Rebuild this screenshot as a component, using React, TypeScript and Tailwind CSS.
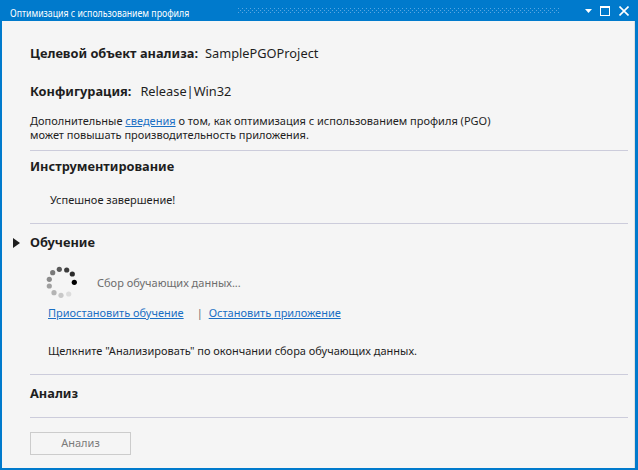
import React from 'react'

const FONT = "font-['Noto_Sans','Open_Sans',sans-serif]"

// spinner dots: [cx, cy, fill]
const DOTS: [number, number, string][] = [
  [59.3, 269.3, '#5a5a5a'],
  [66.7, 270, '#3c3c3c'],
  [72.3, 274, '#2a2a2a'],
  [74.3, 282.3, '#000000'],
  [52.7, 272.7, '#7a7a7a'],
  [49.3, 279.3, '#8c8c8c'],
  [49.3, 286, '#a0a0a0'],
  [54, 292.7, '#b4b4b4'],
  [61, 295.3, '#c8c8c8'],
  [68.7, 294, '#dcdcdc'],
]

function Spinner() {
  return (
    <svg width="34" height="34" viewBox="45 266 34 34" className="shrink-0">
      {DOTS.map(([x, y, c], i) => (
        <circle key={i} cx={x} cy={y} r="2.6" fill={c} />
      ))}
    </svg>
  )
}

function Rule() {
  return <div className="h-px bg-[#ccccdb]" />
}

export default function App() {
  return (
    <div className={`w-[638px] h-[470px] bg-[#007acc] flex flex-col ${FONT}`}>
      {/* title bar */}
      <div className="h-[21px] flex items-center pl-[10px] pr-[9px] text-white">
        <div className="w-[178px] shrink-0">
          <span className="inline-block text-[11.5px] leading-none whitespace-nowrap scale-x-[0.76] origin-left">
            Оптимизация с использованием профиля
          </span>
        </div>
        <svg className="flex-1 h-[6px] ml-[50px] mr-[26px]">
          <defs>
            <pattern id="grip" width="4" height="4" patternUnits="userSpaceOnUse">
              <rect x="0" y="0" width="1" height="1" fill="#5aa6e0" />
              <rect x="2" y="2" width="1" height="1" fill="#5aa6e0" />
            </pattern>
          </defs>
          <rect width="100%" height="100%" fill="url(#grip)" />
        </svg>
        <div className="flex items-center gap-[8px]">
          <svg width="7" height="4" viewBox="0 0 7 4">
            <path d="M0 0h7L3.5 4z" fill="white" />
          </svg>
          <svg width="10" height="10" viewBox="0 0 10 10">
            <rect x="0.5" y="0.5" width="9" height="9" fill="none" stroke="white" />
            <rect x="0" y="0" width="10" height="2" fill="white" />
          </svg>
          <svg width="10" height="10" viewBox="0 0 10 10" className="ml-[1px]">
            <path d="M0.5 0.5l9 9M9.5 0.5l-9 9" stroke="white" strokeWidth="1.6" />
          </svg>
        </div>
      </div>

      {/* body */}
      <div className="flex-1 ml-[2px] mr-[3px] mb-[2px] bg-[#f5f5f5] border-r border-[#e0e0e0] pl-[28px] pr-[6px] text-[#1e1e1e] flex flex-col">
        <div className="mt-[23px] flex items-baseline text-[12.8px] leading-[19px]">
          <span className="font-bold">Целевой объект анализа:</span>
          <span className="ml-[7px]">SamplePGOProject</span>
        </div>
        <div className="mt-[19px] flex items-baseline text-[12.8px] leading-[19px]">
          <span className="font-bold">Конфигурация:</span>
          <span className="ml-[9px]">Release|Win32</span>
        </div>
        <p className="mt-[13px] text-[11px] leading-[14px]">
          Дополнительные <span className="text-[#1a6fc4] underline">сведения</span> о том, как оптимизация с использованием профиля (PGO)
          <br />
          может повышать производительность приложения.
        </p>
        <div className="mt-[8px]">
          <Rule />
        </div>

        <div className="mt-[6px] text-[12.8px] leading-[19px] font-bold">Инструментирование</div>
        <div className="mt-[16px] pl-[20px] text-[11px] leading-[16px]">Успешное завершение!</div>
        <div className="mt-[15px]">
          <Rule />
        </div>

        <div className="mt-[9px] relative text-[12.8px] leading-[19px] font-bold">
          <svg width="7" height="10" viewBox="0 0 7 10" className="absolute left-[-17px] top-[5px]">
            <path d="M0 0l7 5-7 5z" fill="#1e1e1e" />
          </svg>
          Обучение
        </div>
        <div className="mt-[14px] pl-[15px] flex items-center">
          <Spinner />
          <span className="ml-[18px] text-[11px] leading-[16px] text-[#6d6d6d]">Сбор обучающих данных...</span>
        </div>
        <div className="mt-[5px] pl-[18px] flex items-center text-[11px] leading-[16px]">
          <span className="text-[#1a6fc4] underline">Приостановить обучение</span>
          <span className="ml-[13px] text-[#6d6d6d]">|</span>
          <span className="ml-[6px] text-[#1a6fc4] underline">Остановить приложение</span>
        </div>
        <div className="mt-[22px] pl-[18px] text-[11px] leading-[16px]">
          Щелкните "Анализировать" по окончании сбора обучающих данных.
        </div>
        <div className="mt-[15px]">
          <Rule />
        </div>

        <div className="mt-[9px] text-[12.8px] leading-[19px] font-bold">Анализ</div>
        <div className="mt-[14px]">
          <Rule />
        </div>
        <div className="mt-[14px]">
          <button className="w-[101px] h-[23px] border border-[#cccccc] bg-[#f5f5f5] text-[11px] text-[#7a7a7a] flex items-center justify-center">
            Анализ
          </button>
        </div>
      </div>
    </div>
  )
}
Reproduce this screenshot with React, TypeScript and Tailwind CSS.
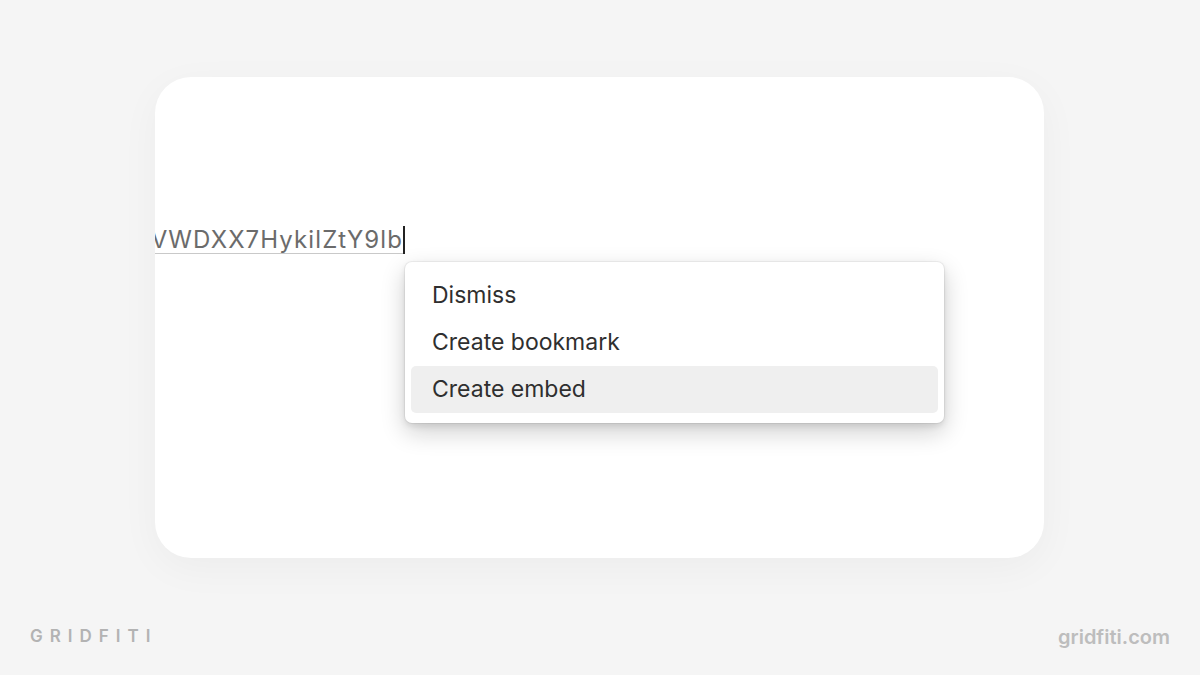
++++++++++++++++++++
Write out every line of the listing that holds the word "Tailwind".

(EXERCISE RESULT):
Rebuild this screenshot as a component, using React, TypeScript and Tailwind CSS.
Reproduce this screenshot with React, TypeScript and Tailwind CSS.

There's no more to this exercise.